I believe that all people and nations are at the deepest level motivated by fundamental moral, ethical and spiritual values. More and more people are realizing that things are not progressing because these values are not being invoked in setting our priorities.

This is why I have been working with former Soviet President Mikhail Gorbachev and millions of others around the world to develop what we call an Earth Charter, a statement of basic moral and ethical principles designed to guide people and nations in their behavior toward the Earth and towards each other.

We are not asking governments to accept the Charter as a legal agreement, but we hope that the Johannesburg conference will recognize it as a genuine expression of people's commitment to theethical foundations of sustainable development and to the basic principles that governments themselves have enunciated from Stockholm through Rio de Janeiro.

I believe that the future of the world depends on our making this difficult transition to a "sustainable development civilization," and that this will open up new opportunities for business, for people and for creativity.
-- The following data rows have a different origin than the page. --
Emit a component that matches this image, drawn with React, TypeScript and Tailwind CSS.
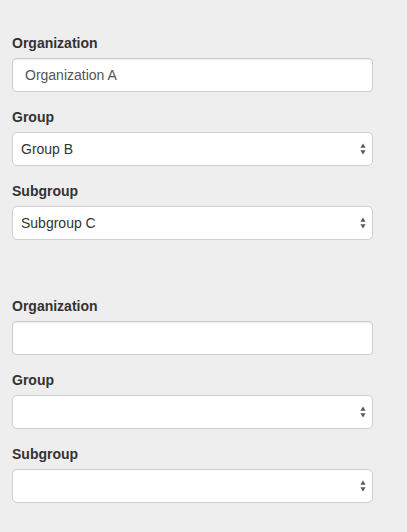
import React from "react";

const font = { fontFamily: '"Liberation Sans", Arial, sans-serif' };

function Arrows() {
  return (
    <svg width="6" height="12" viewBox="0 0 6 12" className="absolute right-[6px] top-1/2 -translate-y-1/2">
      <path d="M3 0.5 L5.6 4.8 L0.4 4.8 Z" fill="#5a5a5a" />
      <path d="M3 11.5 L5.6 7.2 L0.4 7.2 Z" fill="#5a5a5a" />
    </svg>
  );
}

function Label({ children }: { children: React.ReactNode }) {
  return <div className="h-5 mb-[5px] text-[14px] leading-5 font-bold text-[#333]">{children}</div>;
}

function TextInput({ value }: { value: string }) {
  return (
    <div className="h-[34px] w-[361px] rounded-[4px] border border-[#cccccc] bg-white px-3 text-[14px] leading-[32px] text-[#555] shadow-[inset_0_1px_1px_rgba(0,0,0,0.075)]">
      {value}
    </div>
  );
}

function SelectBox({ value }: { value: string }) {
  return (
    <div className="relative h-[34px] w-[361px] rounded-[5px] border border-[#cfcfcf] bg-white pl-2 text-[14px] leading-[32px] text-[#333]">
      {value}
      <Arrows />
    </div>
  );
}

function Section({ org, group, sub }: { org: string; group: string; sub: string }) {
  return (
    <div className="flex flex-col gap-[15px]">
      <div>
        <Label>Organization</Label>
        <TextInput value={org} />
      </div>
      <div>
        <Label>Group</Label>
        <SelectBox value={group} />
      </div>
      <div>
        <Label>Subgroup</Label>
        <SelectBox value={sub} />
      </div>
    </div>
  );
}

export default function App() {
  return (
    <div className="min-h-[532px] w-[407px] bg-[#eeeeee] pl-3 pt-[33px]" style={font}>
      <Section org="Organization A" group="Group B" sub="Subgroup C" />
      <div className="h-[56px]" />
      <Section org="" group="" sub="" />
    </div>
  );
}
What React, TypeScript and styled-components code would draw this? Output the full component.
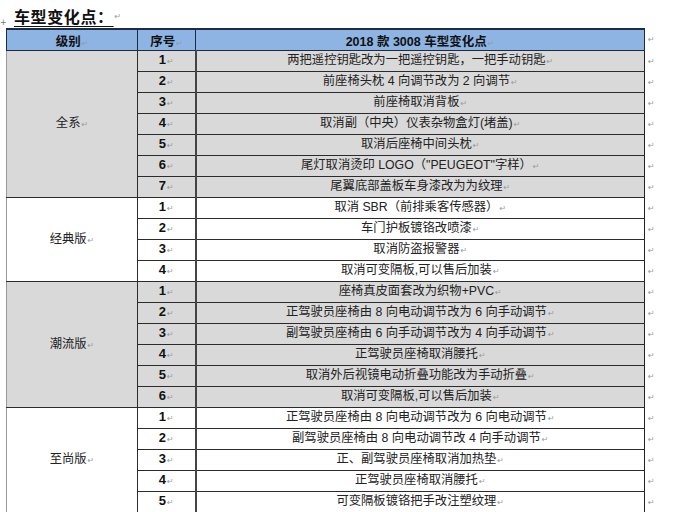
import styled, { createGlobalStyle } from "styled-components";

const GlobalStyle = createGlobalStyle`
  html, body {
    margin: 0;
    padding: 0;
    background: #ffffff;
  }
  body {
    font-family: "Liberation Sans", "Noto Sans CJK SC", sans-serif;
    color: #1a1a1a;
  }
`;

type Group = {
  name: string;
  shaded: boolean;
  items: string[];
};

const groups: Group[] = [
  {
    name: "全系",
    shaded: true,
    items: [
      "两把遥控钥匙改为一把遥控钥匙，一把手动钥匙",
      "前座椅头枕 4 向调节改为 2 向调节",
      "前座椅取消背板",
      "取消副（中央）仪表杂物盒灯(堵盖)",
      "取消后座椅中间头枕",
      "尾灯取消烫印 LOGO（\"PEUGEOT\"字样）",
      "尾翼底部盖板车身漆改为为纹理",
    ],
  },
  {
    name: "经典版",
    shaded: false,
    items: [
      "取消 SBR（前排乘客传感器）",
      "车门护板镀铬改喷漆",
      "取消防盗报警器",
      "取消可变隔板,可以售后加装",
    ],
  },
  {
    name: "潮流版",
    shaded: true,
    items: [
      "座椅真皮面套改为织物+PVC",
      "正驾驶员座椅由 8 向电动调节改为 6 向手动调节",
      "副驾驶员座椅由 6 向手动调节改为 4 向手动调节",
      "正驾驶员座椅取消腰托",
      "取消外后视镜电动折叠功能改为手动折叠",
      "取消可变隔板,可以售后加装",
    ],
  },
  {
    name: "至尚版",
    shaded: false,
    items: [
      "正驾驶员座椅由 8 向电动调节改为 6 向电动调节",
      "副驾驶员座椅由 8 向电动调节改 4 向手动调节",
      "正、副驾驶员座椅取消加热垫",
      "正驾驶员座椅取消腰托",
      "可变隔板镀铬把手改注塑纹理",
    ],
  },
];

export default function App() {
  return (
    <>
      <GlobalStyle />
      <Page>
        <TitleLine>
          <Title>车型变化点：</Title>
          <Mark>↵</Mark>
        </TitleLine>
        <TableArea>
          <MoveHandle>+</MoveHandle>
          <Table>
            <colgroup>
              <col style={{ width: 131 }} />
              <col style={{ width: 58 }} />
              <col style={{ width: 449 }} />
              <col style={{ width: 16 }} />
            </colgroup>
            <thead>
              <tr>
                <HeadCell>
                  级别<Mark>↵</Mark>
                </HeadCell>
                <HeadCell>
                  序号<Mark>↵</Mark>
                </HeadCell>
                <HeadCell>
                  2018 款 3008 车型变化点<Mark>↵</Mark>
                </HeadCell>
                <EndCell>↵</EndCell>
              </tr>
            </thead>
            <tbody>
              {groups.map((group) =>
                group.items.map((item, i) => (
                  <BodyRow key={group.name + i}>
                    {i === 0 && (
                      <GroupCell rowSpan={group.items.length} $shaded={group.shaded}>
                        {group.name}
                        <Mark>↵</Mark>
                      </GroupCell>
                    )}
                    <NumberCell $shaded={group.shaded}>
                      {i + 1}
                      <Mark>↵</Mark>
                    </NumberCell>
                    <TextCell $shaded={group.shaded}>
                      {item}
                      <Mark>↵</Mark>
                    </TextCell>
                    <EndCell>↵</EndCell>
                  </BodyRow>
                ))
              )}
            </tbody>
          </Table>
        </TableArea>
      </Page>
    </>
  );
}

const Page = styled.div`
  width: 700px;
  height: 512px;
  overflow: hidden;
  display: flex;
  flex-direction: column;
`;

const TitleLine = styled.div`
  height: 32px;
  display: flex;
  align-items: center;
  padding-left: 14px;
  padding-top: 4px;
  box-sizing: border-box;
`;

const Title = styled.span`
  font-size: 16px;
  font-weight: bold;
  text-decoration: underline;
  text-underline-offset: 3px;
  color: #111;
  letter-spacing: 0.6px;
`;

const Mark = styled.span`
  font-family: "DejaVu Sans", sans-serif;
  font-size: 8px;
  font-weight: normal;
  color: #9a9a9a;
  margin-left: 1px;
`;

const TableArea = styled.div`
  position: relative;
  padding-left: 6px;
`;

const MoveHandle = styled.span`
  position: absolute;
  left: 0;
  top: -10px;
  font-family: "DejaVu Sans", sans-serif;
  font-size: 8px;
  color: #777;
`;

const Table = styled.table`
  border-collapse: collapse;
  table-layout: fixed;
  width: 654px;
  font-size: 12.3px;
`;

const HeadCell = styled.th`
  height: 20px;
  padding: 0;
  background: #8db4e2;
  border: 1px solid #1d2b44;
  border-top-width: 2px;
  font-weight: bold;
  font-size: 12.5px;
  text-align: center;
  vertical-align: middle;
  color: #111;
`;

const BodyRow = styled.tr`
  height: 20.68px;
`;

const Cell = styled.td<{ $shaded: boolean }>`
  padding: 0;
  background: ${({ $shaded }) => ($shaded ? "#d9d9d9" : "#ffffff")};
  border: 1px solid #2b2b2b;
  text-align: center;
  vertical-align: middle;
  white-space: nowrap;
  overflow: hidden;
  line-height: 18px;
`;

const GroupCell = styled(Cell)`
  border-left-color: #9a9a9a;
  color: #222;
`;

const NumberCell = styled(Cell)`
  font-weight: bold;
  font-size: 13px;
  color: #111;
  border-right-width: 2px;
  border-right-color: #444;
`;

const TextCell = styled(Cell)`
  color: #222;
  border-right-color: #222;
`;

const EndCell = styled.td`
  padding: 0 0 0 3px;
  border: none;
  font-family: "DejaVu Sans", sans-serif;
  font-size: 8px;
  color: #9a9a9a;
  vertical-align: middle;
`;
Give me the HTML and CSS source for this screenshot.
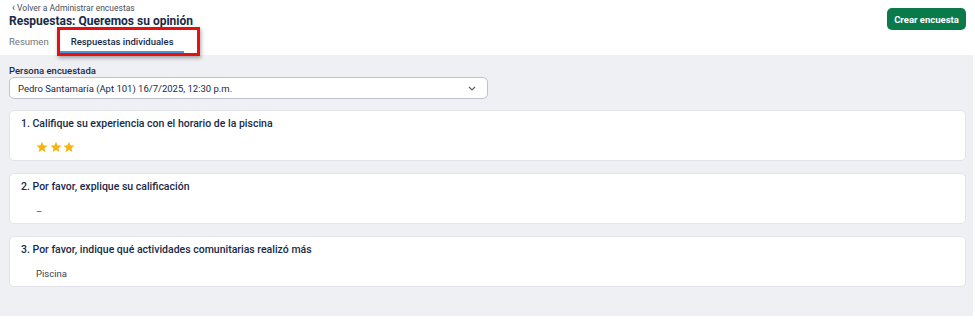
FILE: index.html
```html
<!DOCTYPE html>
<html lang="es">
<head>
<meta charset="utf-8">
<title>Respuestas: Queremos su opinión</title>
<link rel="stylesheet" href="styles.css">
</head>

<body>

<div id="page">
	<div class="header">
		<div class="header-top">
			<div class="header-text">
				<a class="back-link" href="#"><span class="back-chevron">&lsaquo;</span> Volver a Administrar encuestas</a>
				<h1 class="title">Respuestas: Queremos su opinión</h1>
			</div>
			<button class="button-create">Crear encuesta</button>
		</div>
		<ul class="tabs">
			<li class="tab">Resumen</li>
			<li class="tab tab-active"><span>Respuestas individuales</span></li>
		</ul>
	</div>

	<div class="content">
		<label class="field-label">Persona encuestada</label>
		<div class="select-box">
			<span>Pedro Santamaría (Apt 101) 16/7/2025, 12:30 p.m.</span>
			<svg class="chevron" width="8" height="5" viewBox="0 0 8 5"><path d="M1 1l3 3 3-3" fill="none" stroke="#5a6270" stroke-width="1.2"/></svg>
		</div>

		<div class="card">
			<h2 class="question">1. Califique su experiencia con el horario de la piscina</h2>
			<div class="answer stars">
				<svg width="12" height="12" viewBox="0 0 24 24"><path d="M12 1.5l3.1 7.1 7.7.7-5.8 5.1 1.7 7.6L12 18 5.3 22l1.7-7.6-5.8-5.1 7.7-.7z" fill="#f6b40e"/></svg>
				<svg width="12" height="12" viewBox="0 0 24 24"><path d="M12 1.5l3.1 7.1 7.7.7-5.8 5.1 1.7 7.6L12 18 5.3 22l1.7-7.6-5.8-5.1 7.7-.7z" fill="#f6b40e"/></svg>
				<svg width="12" height="12" viewBox="0 0 24 24"><path d="M12 1.5l3.1 7.1 7.7.7-5.8 5.1 1.7 7.6L12 18 5.3 22l1.7-7.6-5.8-5.1 7.7-.7z" fill="#f6b40e"/></svg>
			</div>
		</div>

		<div class="card">
			<h2 class="question">2. Por favor, explique su calificación</h2>
			<div class="answer answer-empty">–</div>
		</div>

		<div class="card">
			<h2 class="question">3. Por favor, indique qué actividades comunitarias realizó más</h2>
			<div class="answer">Piscina</div>
		</div>
	</div>
</div>

</body>
</html>
```

FILE: styles.css
```css
html {
	font-family: Roboto, 'Liberation Sans', sans-serif;
	color: rgb(24, 42, 70);
}

body {
	margin: 0;
	background-color: #fff;
}

#page {
	width: 973px;
	height: 316px;
	display: flex;
	flex-direction: column;
}

.header {
	padding: 0 7px 1px 9px;
	height: 55px;
	box-sizing: border-box;
	background-color: #fff;
}

.header-top {
	display: flex;
	justify-content: space-between;
	align-items: flex-start;
	height: 27px;
}

.header-text {
	display: flex;
	flex-direction: column;
}

.back-link {
	color: rgb(70, 78, 92);
	font-size: 8.5px;
	text-decoration: none;
	margin-top: 2px;
	line-height: 11px;
	padding-left: 3px;
}

.back-chevron {
	font-size: 10px;
}

.title {
	font-size: 12px;
	font-weight: bold;
	margin: 0;
	line-height: 14px;
}

.button-create {
	background-color: rgb(10, 122, 75);
	border: 0;
	border-radius: 5px;
	color: #fff;
	font-family: inherit;
	font-size: 9.5px;
	font-weight: bold;
	height: 22px;
	width: 79px;
	margin-top: 8px;
	padding: 0;
}

.tabs {
	display: flex;
	list-style: none;
	margin: 7px 0 0;
	padding: 0;
	height: 20px;
}

.tab {
	color: rgb(110, 117, 128);
	font-size: 9.5px;
	line-height: 16px;
	margin-right: 11px;
}

.tab-active {
	position: relative;
	color: rgb(24, 42, 70);
	font-weight: 500;
	padding: 0 10px 1px 11px;
	border-bottom: 2px solid rgb(77, 150, 218);
	height: 16px;
}

.tab-active::after {
	content: "";
	position: absolute;
	left: -3px;
	right: -16px;
	top: -7px;
	bottom: -5px;
	border: 3px solid rgb(230, 16, 16);
	box-shadow: 1px 2px 4px rgba(0, 0, 0, 0.35);
}

.content {
	flex: 1;
	background-color: rgb(239, 240, 244);
	padding: 9px 7px 0 9px;
	display: flex;
	flex-direction: column;
}

.field-label {
	font-size: 9.5px;
	font-weight: 500;
	line-height: 13px;
}

.select-box {
	width: 479px;
	height: 22px;
	box-sizing: border-box;
	background-color: #fff;
	border: 1px solid rgb(190, 195, 204);
	border-radius: 5px;
	display: flex;
	align-items: center;
	justify-content: space-between;
	padding: 0 11px 0 8px;
	font-size: 9.5px;
	margin-bottom: 11px;
}

.card {
	background-color: #fff;
	border: 1px solid rgb(226, 228, 233);
	border-radius: 5px;
	height: 51px;
	margin-bottom: 12px;
	box-sizing: border-box;
	padding: 6px 11px 0;
}

.question {
	font-size: 10.5px;
	font-weight: 500;
	margin: 0;
	line-height: 14px;
}

.answer {
	color: rgb(60, 66, 78);
	font-size: 9.5px;
	margin-top: 11px;
	padding-left: 15px;
	line-height: 12px;
}

.answer-empty {
	margin-top: 12px;
}

.stars {
	display: flex;
	gap: 1.5px;
	margin-top: 10px;
}
```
Such a transition should not threaten the status quo any more than the abolition of slavery or child labor did.

Business did quite well after those breakthroughs, and business is adjusting now, though not fully yet, to the need for a sustainable pathway to a civilization which I believe has immense promise, but only if we make the transition to that pathway. A revitalization of cooperation between Europe and America could produce at Johannesburg the new momentum to this transition that has now become so urgent.